Kicking hybrids out of carpool lanes in California has slowed traffic in the state, a new study by transportation engineers at the University of California, Berkeley.
Transportation researchers from the University have found that pushing drivers out of the carpool lane has inadvertently slowed traffic across all lanes.
Back in 2005, sole occupants driving hybrid cars were granted permission to use carpool lanes along with multiple occupant vehicles, as part of measures to encourage the uptake of low emission vehicles.
By 2011, some 85,000 low-emission vehicles had applied for yellow stickers that gave them entry into the carpool lanes.

But that preferential treatment ended in July this year, following complaints from other motorists that hybrids were clogging up the carpool lanes for genuine carpoolers.
Researchers at UC Berkeley’s Institute of Transportation Studies (ITS) used traffic flow theories and six months of data from roadway sensors measuring speed and congestion along all freeway carpool lanes in the San Francisco Bay Area. They used the information to predict the impact on vehicle speed of the hybrids’ removal from carpool lanes. Additional data collected after the program’s July 1 expiration supported their predictions.
“Our results show that everybody is worse off with the program’s ending,” said Michael Cassidy, UC Berkeley professor of civil and environmental engineering who presented the research. “Drivers of low-emission vehicles are worse off, drivers in the regular lanes are worse off, and drivers in the carpool lanes are worse off. Nobody wins.”
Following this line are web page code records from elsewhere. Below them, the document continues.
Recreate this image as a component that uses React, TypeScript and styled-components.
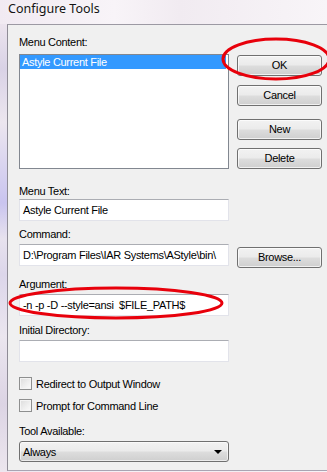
import React from "react";
import styled, { createGlobalStyle } from "styled-components";

const Global = createGlobalStyle`
  html, body { margin: 0; padding: 0; }
  body { width: 327px; height: 472px; overflow: hidden; background: #f3eef4; }
`;

const UI = `"Liberation Sans", Arial, sans-serif`;

const Window = styled.div`
  position: relative;
  width: 327px;
  height: 472px;
  display: flex;
  flex-direction: column;
  background: linear-gradient(90deg, #eee6f0 0%, #f6f1f6 40%, #f3eef3 70%, #f7f3f7 100%);
  overflow: hidden;
`;

const TitleBar = styled.div`
  height: 24px;
  flex: none;
  padding-left: 8px;
  display: flex;
  align-items: flex-start;
  background: linear-gradient(90deg, #f1eaf2 0%, #f8f4f8 35%, #f1ebf1 55%, #f8f5f8 100%);
`;

const Title = styled.span`
  font-family: "Noto Sans", "Open Sans", sans-serif;
  font-size: 12.5px;
  letter-spacing: 0;
  line-height: 16px;
  margin-top: 1px;
  color: #141414;
  text-shadow: 0 0 6px #ffffff;
`;

const Frame = styled.div`
  flex: 1;
  display: flex;
  padding-bottom: 1px;
`;

const LeftGlass = styled.div`
  width: 7px;
  flex: none;
  background: linear-gradient(
    180deg,
    #ece4ee 0%,
    #d9d2e6 10%,
    #ece6ef 22%,
    #c9c4ef 40%,
    #e7e2ee 48%,
    #dcd6ea 56%,
    #ebe6ef 70%,
    #dcd4e4 85%,
    #ece6ee 100%
  );
`;

const Client = styled.div`
  flex: 1;
  background: #f0f0f0;
  border-left: 1px solid #8f8c96;
  border-top: 1px solid #9c99a3;
  border-bottom: 1px solid #aaa4b3;
  padding-left: 11px;
  display: flex;
  flex-direction: column;
  font-family: ${UI};
  font-size: 11px;
  letter-spacing: -0.3px;
  color: #000;
`;

const Label = styled.div<{ $mt: number }>`
  height: 13px;
  line-height: 13px;
  margin-top: ${(p) => p.$mt}px;
  white-space: nowrap;
`;

const TopRow = styled.div`
  display: flex;
  gap: 8px;
`;

const LeftCol = styled.div`
  width: 210px;
  display: flex;
  flex-direction: column;
`;

const ButtonCol = styled.div`
  width: 85px;
  display: flex;
  flex-direction: column;
  padding-top: 19px;
`;

const ListBox = styled.div`
  margin-top: 5px;
  height: 115px;
  box-sizing: border-box;
  background: #fff;
  border: 1px solid #828790;
  padding: 0 2px 0 0;
`;

const ListItem = styled.div<{ $selected?: boolean }>`
  height: 14px;
  line-height: 14px;
  padding-left: 2px;
  background: ${(p) => (p.$selected ? "#3399ff" : "transparent")};
  color: ${(p) => (p.$selected ? "#fff" : "#000")};
  white-space: nowrap;
`;

const Button = styled.div<{ $mt?: number }>`
  box-sizing: border-box;
  height: 21px;
  margin-top: ${(p) => p.$mt ?? 0}px;
  border: 1px solid #707070;
  border-radius: 3px;
  background: linear-gradient(180deg, #f2f2f2 0%, #ebebeb 48%, #dddddd 52%, #cfcfcf 100%);
  box-shadow: inset 0 0 0 1px rgba(255, 255, 255, 0.7);
  display: flex;
  align-items: center;
  justify-content: center;
  line-height: 13px;
`;

const FieldRow = styled.div<{ $mt?: number }>`
  display: flex;
  gap: 8px;
  align-items: flex-start;
  margin-top: ${(p) => p.$mt ?? 0}px;
`;

const TextBox = styled.div`
  width: 210px;
  flex: none;
  height: 22px;
  box-sizing: border-box;
  background: #fff;
  border: 1px solid #e2e3ea;
  border-top-color: #abadb3;
  padding-left: 3px;
  line-height: 20px;
  white-space: pre;
  overflow: hidden;
`;

const SideButton = styled(Button)`
  width: 85px;
  margin-top: 3px;
`;

const CheckRow = styled.div<{ $mt: number }>`
  display: flex;
  align-items: center;
  gap: 4px;
  margin-top: ${(p) => p.$mt}px;
  height: 13px;
  white-space: nowrap;
`;

const CheckBox = styled.div`
  width: 13px;
  height: 13px;
  box-sizing: border-box;
  border: 1px solid #8e8f8f;
  background: linear-gradient(135deg, #dcdcdc 0%, #f0f0f0 60%, #fbfbfb 100%);
  box-shadow: inset 0 0 0 1px #f4f4f4;
  flex: none;
`;

const Select = styled.div`
  margin-top: 3px;
  width: 210px;
  height: 21px;
  box-sizing: border-box;
  border: 1px solid #707070;
  border-radius: 3px;
  background: linear-gradient(180deg, #f2f2f2 0%, #ebebeb 48%, #dddddd 52%, #cfcfcf 100%);
  box-shadow: inset 0 0 0 1px rgba(255, 255, 255, 0.6);
  display: flex;
  align-items: center;
  justify-content: space-between;
  padding: 0 6px 0 3px;
`;

const Arrow = styled.div`
  width: 0;
  height: 0;
  border-left: 4px solid transparent;
  border-right: 4px solid transparent;
  border-top: 4px solid #000;
`;

const Overlay = styled.svg`
  position: absolute;
  left: 0;
  top: 0;
  pointer-events: none;
`;

export default function App() {
  return (
    <>
      <Global />
      <Window>
        <TitleBar>
          <Title>Configure Tools</Title>
        </TitleBar>
        <Frame>
          <LeftGlass />
          <Client>
            <TopRow>
              <LeftCol>
                <Label $mt={11}>Menu Content:</Label>
                <ListBox>
                  <ListItem $selected>Astyle Current File</ListItem>
                </ListBox>
              </LeftCol>
              <ButtonCol>
                <Button $mt={11}>OK</Button>
                <Button $mt={9}>Cancel</Button>
                <Button $mt={13}>New</Button>
                <Button $mt={8}>Delete</Button>
              </ButtonCol>
            </TopRow>

            <Label $mt={16}>Menu Text:</Label>
            <FieldRow $mt={1}>
              <TextBox>Astyle Current File</TextBox>
            </FieldRow>

            <Label $mt={7}>Command:</Label>
            <FieldRow $mt={3}>
              <TextBox>{"D:\\Program Files\\IAR Systems\\AStyle\\bin\\"}</TextBox>
              <SideButton>Browse...</SideButton>
            </FieldRow>

            <Label $mt={10}>Argument:</Label>
            <FieldRow $mt={3}>
              <TextBox>{"-n -p -D --style=ansi  $FILE_PATH$"}</TextBox>
            </FieldRow>

            <Label $mt={8}>Initial Directory:</Label>
            <FieldRow $mt={3}>
              <TextBox />
            </FieldRow>

            <CheckRow $mt={15}>
              <CheckBox />
              <span>Redirect to Output Window</span>
            </CheckRow>
            <CheckRow $mt={9}>
              <CheckBox />
              <span>Prompt for Command Line</span>
            </CheckRow>

            <Label $mt={13}>Tool Available:</Label>
            <Select>
              <span>Always</span>
              <Arrow />
            </Select>
          </Client>
        </Frame>
        <Overlay width="327" height="472" viewBox="0 0 327 472">
          <ellipse cx="276" cy="59" rx="53" ry="20" fill="none" stroke="#e8000b" strokeWidth="3" />
          <ellipse cx="116" cy="303" rx="106" ry="15" fill="none" stroke="#e8000b" strokeWidth="3" />
        </Overlay>
      </Window>
    </>
  );
}
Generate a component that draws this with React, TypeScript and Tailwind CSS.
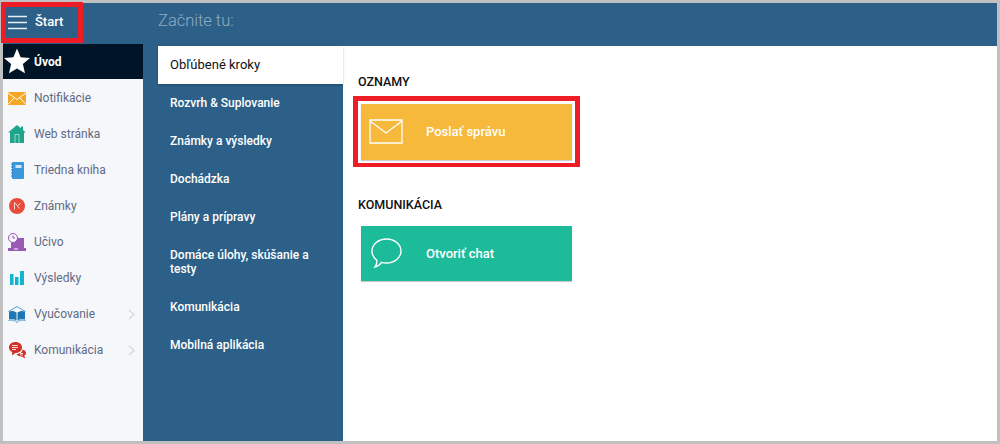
const navItems = [
    { label: "Notifikácie", icon: <MailIcon /> },
    { label: "Web stránka", icon: <HomeIcon /> },
    { label: "Triedna kniha", icon: <BookIcon /> },
    { label: "Známky", icon: <GradeIcon /> },
    { label: "Učivo", icon: <LaptopIcon /> },
    { label: "Výsledky", icon: <BarsIcon /> },
    { label: "Vyučovanie", icon: <OpenBookIcon />, more: true },
    { label: "Komunikácia", icon: <ChatsIcon />, more: true },
]

const tabs = [
    "Rozvrh & Suplovanie",
    "Známky a výsledky",
    "Dochádzka",
    "Plány a prípravy",
    "Domáce úlohy, skúšanie a testy",
    "Komunikácia",
    "Mobilná aplikácia",
]

function MailIcon() {
    return (
        <svg width="18" height="13" viewBox="0 0 18 13">
            <rect width="18" height="13" fill="#f5a623" />
            <path d="M0 1 L9 7.500 L18 1 M0 12.500 L6.500 5.500 M18 12.500 L11.500 5.500" fill="none" stroke="#fff" strokeWidth="1" />
        </svg>
    )
}

function HomeIcon() {
    return (
        <svg width="18" height="18" viewBox="0 0 18 18">
            <path d="M9 0 L13 3.300 V1.500 H15 V5 L18 7.500 L16 7.500 V18 H2 V7.500 H0 Z" fill="#1fa58b" />
            <rect x="6.500" y="9" width="5" height="9" fill="#8fd6c6" />
            <rect x="7.500" y="10" width="3" height="8" fill="#1fa58b" />
        </svg>
    )
}

function BookIcon() {
    return (
        <svg width="13" height="17" viewBox="0 0 13 17">
            <rect x="1" width="12" height="17" rx="1" fill="#3b97dc" />
            <rect x="4.500" y="3" width="6" height="3" fill="#cfe6f7" />
            <path d="M0 2h2M0 5h2M0 8h2M0 11h2M0 14h2" stroke="#2b78b5" strokeWidth="1" />
        </svg>
    )
}

function GradeIcon() {
    return (
        <svg width="16" height="16" viewBox="0 0 16 16">
            <circle cx="8" cy="8" r="8" fill="#e74c3c" />
            <path d="M5.500 11.500 V4.500 L8.500 7.500 L11.500 5.500 M8 7.500 L10.500 10.500" fill="none" stroke="#fbd5d0" strokeWidth="1" />
        </svg>
    )
}

function LaptopIcon() {
    return (
        <svg width="18" height="18" viewBox="0 0 18 18">
            <rect x="3" y="5" width="13" height="10" fill="#9b59b6" />
            <rect x="0" y="15" width="18" height="3" fill="#9b59b6" />
            <rect x="6" y="15.500" width="4" height="1" fill="#fff" />
            <circle cx="5" cy="5" r="4.500" fill="#f5f7fa" stroke="#9b59b6" strokeWidth="1" />
            <path d="M5 2.500 V5 H7" fill="none" stroke="#9b59b6" strokeWidth="1" />
        </svg>
    )
}

function BarsIcon() {
    return (
        <svg width="14" height="14" viewBox="0 0 14 14">
            <rect y="3" width="3.500" height="11" fill="#12b5cf" />
            <rect x="5" y="6" width="3.500" height="8" fill="#12b5cf" />
            <rect x="10" width="4" height="14" fill="#12b5cf" />
        </svg>
    )
}

function OpenBookIcon() {
    return (
        <svg width="18" height="17" viewBox="0 0 18 17">
            <path d="M0.500 5.500 L9 0.500 L17.500 5.500" fill="none" stroke="#4d9ed8" strokeWidth="1" />
            <path d="M1 5.500 C4 4.500 6.500 5 8.500 6.500 V14.500 C6.500 13 4 13 1 13.500 Z M17 5.500 C14 4.500 11.500 5 9.500 6.500 V14.500 C11.500 13 14 13 17 13.500 Z" fill="#1f78b4" />
            <path d="M0.500 14.500 C4 13.500 7 14 9 16.500 C11 14 14 13.500 17.500 14.500" fill="none" stroke="#4d9ed8" strokeWidth="1" />
        </svg>
    )
}

function ChatsIcon() {
    return (
        <svg width="17" height="17" viewBox="0 0 17 17">
            <path d="M6.500 0 C10 0 13 2.200 13 5.500 C13 8.800 10 11 6.500 11 L3 13.500 L3.200 10 C1.200 9 0 7.500 0 5.500 C0 2.200 3 0 6.500 0 Z" fill="#d0322a" />
            <path d="M3 3.500h6M3 5.500h6M3 7.500h4" stroke="#f8d7d4" strokeWidth="1" />
            <path d="M13.500 7.500 C15.500 8 17 9.200 17 11 C17 12.300 16.200 13.200 15.200 13.800 L16.500 16.500 L12.500 14.500 C10 14.500 8.200 13.500 7.500 12 C10.500 12 13.500 10.500 13.500 7.500 Z" fill="#d0322a" />
            <path d="M11 11.500h3M11 13h3" stroke="#f8d7d4" strokeWidth="1" />
        </svg>
    )
}

export default function App() {
    return (
        <div className="relative w-[1000px] h-[444px] bg-[#c0c0c0] p-[3px] font-['Roboto',sans-serif] overflow-hidden">
            <div className="flex flex-col h-full bg-white">
                <header className="flex h-[41px] shrink-0 bg-[#2d6088]">
                    <div className="flex items-center w-[140px] h-full pl-[5px] pb-[3px] text-white">
                        <svg width="19" height="15" viewBox="0 0 19 15" className="mt-[1px]">
                            <path d="M0 1.500h19M0 7.500h19M0 13.500h19" stroke="#e8eef3" strokeWidth="1.600" />
                        </svg>
                        <span className="ml-[8px] text-[13px] font-medium">Štart</span>
                    </div>
                    <div className="pl-[15px] pt-[8px] text-[16.500px] leading-[20px] font-light text-[#8fadc4]">Začnite tu:</div>
                </header>

                <div className="flex flex-1 min-h-0">
                    <nav className="w-[140px] shrink-0 bg-[#f5f7fa] text-[12px] text-[#5f6a85]">
                        <div className="flex items-center h-[35px] bg-[#001427] text-white font-bold">
                            <svg width="26" height="26" viewBox="0 0 26 26" className="ml-[1px] mt-[-1px]">
                                <path d="M13 0.500 L16.600 9.200 L26 10 L18.900 16.100 L21 25.300 L13 20.500 L5 25.300 L7.100 16.100 L0 10 L9.400 9.200 Z" fill="#fff" />
                            </svg>
                            <span className="ml-[4px]">Úvod</span>
                        </div>
                        <div className="pt-[1px]">
                            {navItems.map((item) => (
                                <div key={item.label} className="flex items-center h-[36px]">
                                    <div className="flex justify-center w-[28px] mr-[3px] shrink-0">{item.icon}</div>
                                    <span>{item.label}</span>
                                    {item.more && (
                                        <svg width="7" height="11" viewBox="0 0 7 11" className="ml-auto mr-[8px]">
                                            <path d="M1 1 L6 5.500 L1 10" fill="none" stroke="#d3d6da" strokeWidth="1.200" />
                                        </svg>
                                    )}
                                </div>
                            ))}
                        </div>
                    </nav>

                    <div className="w-[200px] shrink-0 bg-[#2d6088] pt-[2px] pl-[15px] text-[12px] font-medium text-white">
                        <div className="flex items-center h-[38px] pl-[12px] bg-white text-[13px] font-normal text-[#111] shadow-[0_1px_2px_rgba(0,0,0,0.25)]">Obľúbené kroky</div>
                        {tabs.map((tab) => (
                            <div key={tab} className="py-[12px] pl-[12px] pr-[28px] leading-[14px]">{tab}</div>
                        ))}
                    </div>

                    <main className="flex-1 border-t-2 border-[#2d6088] pl-[15px] text-[13px] text-[#111]">
                        <h2 className="mt-[29px] leading-[14px] text-[12.500px] font-medium">OZNAMY</h2>
                        <div className="mt-[7px] mb-[31px] w-[227px] -ml-[5px] border-[5px] border-b-[4px] border-[#ee1c25]">
                            <div className="border-[3px] border-white">
                                <a className="flex items-center h-[56px] bg-[#f6b93b] text-white font-medium shadow-[0_1px_1px_rgba(0,0,0,0.2)]">
                                    <svg width="34" height="25" viewBox="0 0 34 25" className="ml-[8px] mb-[2px]">
                                        <path d="M1 1 H33 V24 H1 Z M1 2 L17 14 L33 2" fill="none" stroke="#fff" strokeWidth="1.300" />
                                    </svg>
                                    <span className="ml-[23px]">Poslať správu</span>
                                </a>
                            </div>
                        </div>
                        <h2 className="leading-[14px] text-[12.500px] font-medium">KOMUNIKÁCIA</h2>
                        <a className="flex items-center mt-[14px] ml-[3px] w-[211px] h-[55px] bg-[#1cbc9b] text-white font-medium shadow-[0_1px_1px_rgba(0,0,0,0.2)]">
                            <svg width="31" height="30" viewBox="0 0 31 30" className="ml-[10px] mb-[2px]">
                                <path d="M15.500 1 C23.500 1 30 6.500 30 13 C30 19.500 23.500 25 15.500 25 C13.500 25 12 24.800 10.500 24.300 C9 26.500 6.500 28.500 4 29 C5.500 27 6 25 5.800 22.300 C2.800 20 1 16.500 1 13 C1 6.500 7.500 1 15.500 1 Z" fill="none" stroke="#fff" strokeWidth="1.400" />
                            </svg>
                            <span className="ml-[24px]">Otvoriť chat</span>
                        </a>
                    </main>
                </div>
            </div>

            <div className="absolute left-[1px] top-[2px] w-[82px] h-[41px] border-[5px] border-[#ee1c25]" />
        </div>
    )
}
A carpool lane along a four-mile stretch of I-880 in Hayward in the East Bay area of San Francisco, for instance, saw a 15 per cent reduction in speed after single-occupant hybrids were expelled after July 1.
Although you might expect that the reduction in traffic in the carpool lanes would allow the remaining cars in the lane to go faster, the research shows that the removal of the hybrids actually had a counter-intuitive effect.
The data show that traffic speed in the carpool lane is also influenced by the speed of the adjacent lanes. Moving the hybrids into the neighbouring lanes increases congestion in those lanes, which in turn slows down the carpoolers.
“As vehicles move out of the carpool lane and into a regular lane, they have to slow down to match the speed of the congested lane,” explains Kitae Jang, a doctoral student in civil and environmental engineering. “Likewise, as cars from a slow-moving regular lane try to slip into a carpool lane, they can take time to pick up speed, which also slows down the carpool lane vehicles.”
Human nature likely plays a role, too, the researchers said. “Drivers probably feel nervous going 70 miles per hour next to lanes where traffic is stopped or crawling along at 10 or 20 miles per hour,” said Cassidy. “Carpoolers may slow down for fear that a regular-lane car might suddenly enter their lane.”